A micromechanical constitutive model for the behavior of concrete

Abstract

A two-dimensional constitutive law for the behavior of concrete under load has been developed in this paper. Concrete is considered to be a composite material made up of two components: cement mortar and aggregate. The cement mortar is defined as the cement paste (cement and water) plus the fine aggregate. The interaction between these two components, at the local level, governs the macroscopic behavior of concrete. The model proposed herein describes the microstructure of concrete by fabric of a representative sample using the notion of a class of contacts, each class having a common orientation of the contact normal to the aggregate-cement mortar interface. Each class is further broken down into cracked and bonded contacts.

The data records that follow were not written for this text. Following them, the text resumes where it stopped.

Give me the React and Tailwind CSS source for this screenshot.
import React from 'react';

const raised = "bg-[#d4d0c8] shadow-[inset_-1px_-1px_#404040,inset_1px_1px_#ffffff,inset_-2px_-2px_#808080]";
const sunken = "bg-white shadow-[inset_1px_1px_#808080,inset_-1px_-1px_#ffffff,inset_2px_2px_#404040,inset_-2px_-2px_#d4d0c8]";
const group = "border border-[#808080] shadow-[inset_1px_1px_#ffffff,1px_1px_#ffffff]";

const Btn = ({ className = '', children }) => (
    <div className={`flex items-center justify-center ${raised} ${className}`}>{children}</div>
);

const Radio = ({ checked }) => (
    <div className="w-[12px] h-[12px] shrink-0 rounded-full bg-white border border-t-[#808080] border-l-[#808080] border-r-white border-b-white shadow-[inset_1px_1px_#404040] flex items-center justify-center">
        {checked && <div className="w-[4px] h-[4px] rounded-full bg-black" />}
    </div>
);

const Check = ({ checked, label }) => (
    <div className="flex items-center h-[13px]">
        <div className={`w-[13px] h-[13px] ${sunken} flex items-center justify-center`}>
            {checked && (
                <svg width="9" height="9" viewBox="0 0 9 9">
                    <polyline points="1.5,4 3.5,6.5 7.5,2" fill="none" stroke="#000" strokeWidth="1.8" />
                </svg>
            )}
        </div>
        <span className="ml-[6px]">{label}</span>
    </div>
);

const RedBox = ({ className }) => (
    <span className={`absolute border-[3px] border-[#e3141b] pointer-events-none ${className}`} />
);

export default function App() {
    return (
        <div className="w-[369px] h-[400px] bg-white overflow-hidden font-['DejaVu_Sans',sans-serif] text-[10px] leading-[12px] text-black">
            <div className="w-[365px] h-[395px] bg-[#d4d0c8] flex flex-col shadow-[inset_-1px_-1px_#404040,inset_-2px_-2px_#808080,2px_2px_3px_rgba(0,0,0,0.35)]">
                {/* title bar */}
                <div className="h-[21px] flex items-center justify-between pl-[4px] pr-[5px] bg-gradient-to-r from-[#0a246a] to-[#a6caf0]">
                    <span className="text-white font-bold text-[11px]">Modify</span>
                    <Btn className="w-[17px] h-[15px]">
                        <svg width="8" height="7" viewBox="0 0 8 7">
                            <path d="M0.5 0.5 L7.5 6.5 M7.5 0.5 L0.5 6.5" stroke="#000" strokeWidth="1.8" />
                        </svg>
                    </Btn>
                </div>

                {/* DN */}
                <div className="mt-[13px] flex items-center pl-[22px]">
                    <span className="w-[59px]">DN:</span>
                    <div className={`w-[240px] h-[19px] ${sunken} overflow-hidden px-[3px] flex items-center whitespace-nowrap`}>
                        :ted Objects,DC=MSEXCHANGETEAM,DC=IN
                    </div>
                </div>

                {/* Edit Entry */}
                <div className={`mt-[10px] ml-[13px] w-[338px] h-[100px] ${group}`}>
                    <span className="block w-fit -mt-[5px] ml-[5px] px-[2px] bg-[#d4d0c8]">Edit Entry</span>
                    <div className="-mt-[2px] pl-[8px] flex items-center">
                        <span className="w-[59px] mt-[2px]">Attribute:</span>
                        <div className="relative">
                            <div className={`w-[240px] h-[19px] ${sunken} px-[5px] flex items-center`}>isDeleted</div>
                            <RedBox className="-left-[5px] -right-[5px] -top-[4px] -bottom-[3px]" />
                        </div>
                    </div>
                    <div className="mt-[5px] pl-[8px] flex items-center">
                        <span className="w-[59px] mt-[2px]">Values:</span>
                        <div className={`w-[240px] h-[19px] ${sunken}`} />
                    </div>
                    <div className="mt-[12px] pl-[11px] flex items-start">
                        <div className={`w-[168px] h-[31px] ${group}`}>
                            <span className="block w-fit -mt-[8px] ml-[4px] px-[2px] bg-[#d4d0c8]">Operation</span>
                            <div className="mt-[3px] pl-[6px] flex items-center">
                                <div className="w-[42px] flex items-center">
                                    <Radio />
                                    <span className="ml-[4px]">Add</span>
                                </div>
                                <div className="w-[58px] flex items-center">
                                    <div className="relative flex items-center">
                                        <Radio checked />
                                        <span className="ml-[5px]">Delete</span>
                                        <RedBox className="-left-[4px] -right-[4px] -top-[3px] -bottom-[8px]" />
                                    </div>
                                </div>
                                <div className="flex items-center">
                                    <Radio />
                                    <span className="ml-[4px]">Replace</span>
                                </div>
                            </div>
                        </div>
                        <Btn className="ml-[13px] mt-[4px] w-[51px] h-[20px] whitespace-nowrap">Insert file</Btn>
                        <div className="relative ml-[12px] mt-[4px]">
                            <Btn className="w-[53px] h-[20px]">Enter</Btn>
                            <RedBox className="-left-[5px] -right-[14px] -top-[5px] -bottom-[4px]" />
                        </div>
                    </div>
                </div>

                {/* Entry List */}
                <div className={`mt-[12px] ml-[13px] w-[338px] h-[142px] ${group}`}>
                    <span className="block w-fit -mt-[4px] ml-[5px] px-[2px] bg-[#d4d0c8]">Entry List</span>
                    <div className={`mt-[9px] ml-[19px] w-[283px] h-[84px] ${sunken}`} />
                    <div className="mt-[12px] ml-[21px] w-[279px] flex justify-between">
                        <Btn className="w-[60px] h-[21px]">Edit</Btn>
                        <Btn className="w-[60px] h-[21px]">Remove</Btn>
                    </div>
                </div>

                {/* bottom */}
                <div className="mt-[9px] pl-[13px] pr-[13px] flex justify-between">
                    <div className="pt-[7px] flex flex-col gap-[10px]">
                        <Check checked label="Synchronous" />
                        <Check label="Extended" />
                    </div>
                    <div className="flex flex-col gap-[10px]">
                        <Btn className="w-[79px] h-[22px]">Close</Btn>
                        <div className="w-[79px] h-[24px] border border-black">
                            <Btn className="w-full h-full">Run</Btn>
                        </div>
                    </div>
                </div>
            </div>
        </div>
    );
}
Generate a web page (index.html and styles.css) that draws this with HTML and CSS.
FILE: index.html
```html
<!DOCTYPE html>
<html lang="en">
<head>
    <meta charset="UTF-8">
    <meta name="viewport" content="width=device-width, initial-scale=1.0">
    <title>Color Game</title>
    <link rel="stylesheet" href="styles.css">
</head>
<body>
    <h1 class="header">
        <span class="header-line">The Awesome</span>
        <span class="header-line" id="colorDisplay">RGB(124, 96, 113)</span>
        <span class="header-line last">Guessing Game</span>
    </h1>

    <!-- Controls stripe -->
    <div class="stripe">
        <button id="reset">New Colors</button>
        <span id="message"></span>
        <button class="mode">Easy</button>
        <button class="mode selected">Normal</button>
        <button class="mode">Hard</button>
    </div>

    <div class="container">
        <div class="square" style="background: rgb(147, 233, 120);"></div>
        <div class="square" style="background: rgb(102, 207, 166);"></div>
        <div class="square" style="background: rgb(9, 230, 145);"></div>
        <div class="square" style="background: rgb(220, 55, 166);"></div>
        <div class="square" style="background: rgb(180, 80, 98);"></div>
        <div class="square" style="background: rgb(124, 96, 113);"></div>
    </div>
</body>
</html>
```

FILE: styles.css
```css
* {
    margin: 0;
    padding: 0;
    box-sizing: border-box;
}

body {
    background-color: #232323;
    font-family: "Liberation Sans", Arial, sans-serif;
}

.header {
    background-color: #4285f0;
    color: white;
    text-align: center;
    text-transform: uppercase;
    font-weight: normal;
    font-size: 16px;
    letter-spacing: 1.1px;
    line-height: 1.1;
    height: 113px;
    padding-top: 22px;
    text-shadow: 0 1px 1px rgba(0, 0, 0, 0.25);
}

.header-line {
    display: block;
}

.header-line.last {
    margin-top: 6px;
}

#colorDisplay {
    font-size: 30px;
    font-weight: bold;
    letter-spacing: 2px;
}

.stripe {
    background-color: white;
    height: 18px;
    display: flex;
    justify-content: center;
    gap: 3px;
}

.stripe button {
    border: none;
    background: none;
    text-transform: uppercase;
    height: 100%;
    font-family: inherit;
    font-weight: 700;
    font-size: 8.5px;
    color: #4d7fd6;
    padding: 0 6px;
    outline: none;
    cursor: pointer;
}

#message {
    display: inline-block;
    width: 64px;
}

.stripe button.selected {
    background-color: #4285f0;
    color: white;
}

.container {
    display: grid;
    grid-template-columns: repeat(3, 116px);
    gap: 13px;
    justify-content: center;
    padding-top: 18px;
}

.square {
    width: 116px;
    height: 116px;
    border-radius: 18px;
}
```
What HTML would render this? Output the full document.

Cracked contacts allow slip along the interface and are modeled as granular material. Bonded contacts do not allow slip along the plane of contact. In developing the model, first the overall stresses are related to the interface forces at the microlevel. Simple constitutive relations are used to relate the rate of change of the local interface forces, for both cracked and bonded contacts, to the local velocity gradient. Finally, macroscopic constitutive equations are postulated using a Taylor-averaging method. An incremental procedure for numerical integration of the rate equations is described. Qualitative validation of the model is achieved through comparison with published test data. A limited parametric study is followed by a study of the microstructural changes as depicted by a numerical simulation of monotonic axial compression. The results of these simulations seem to be qualitatively consistent with the observed behavior of concrete.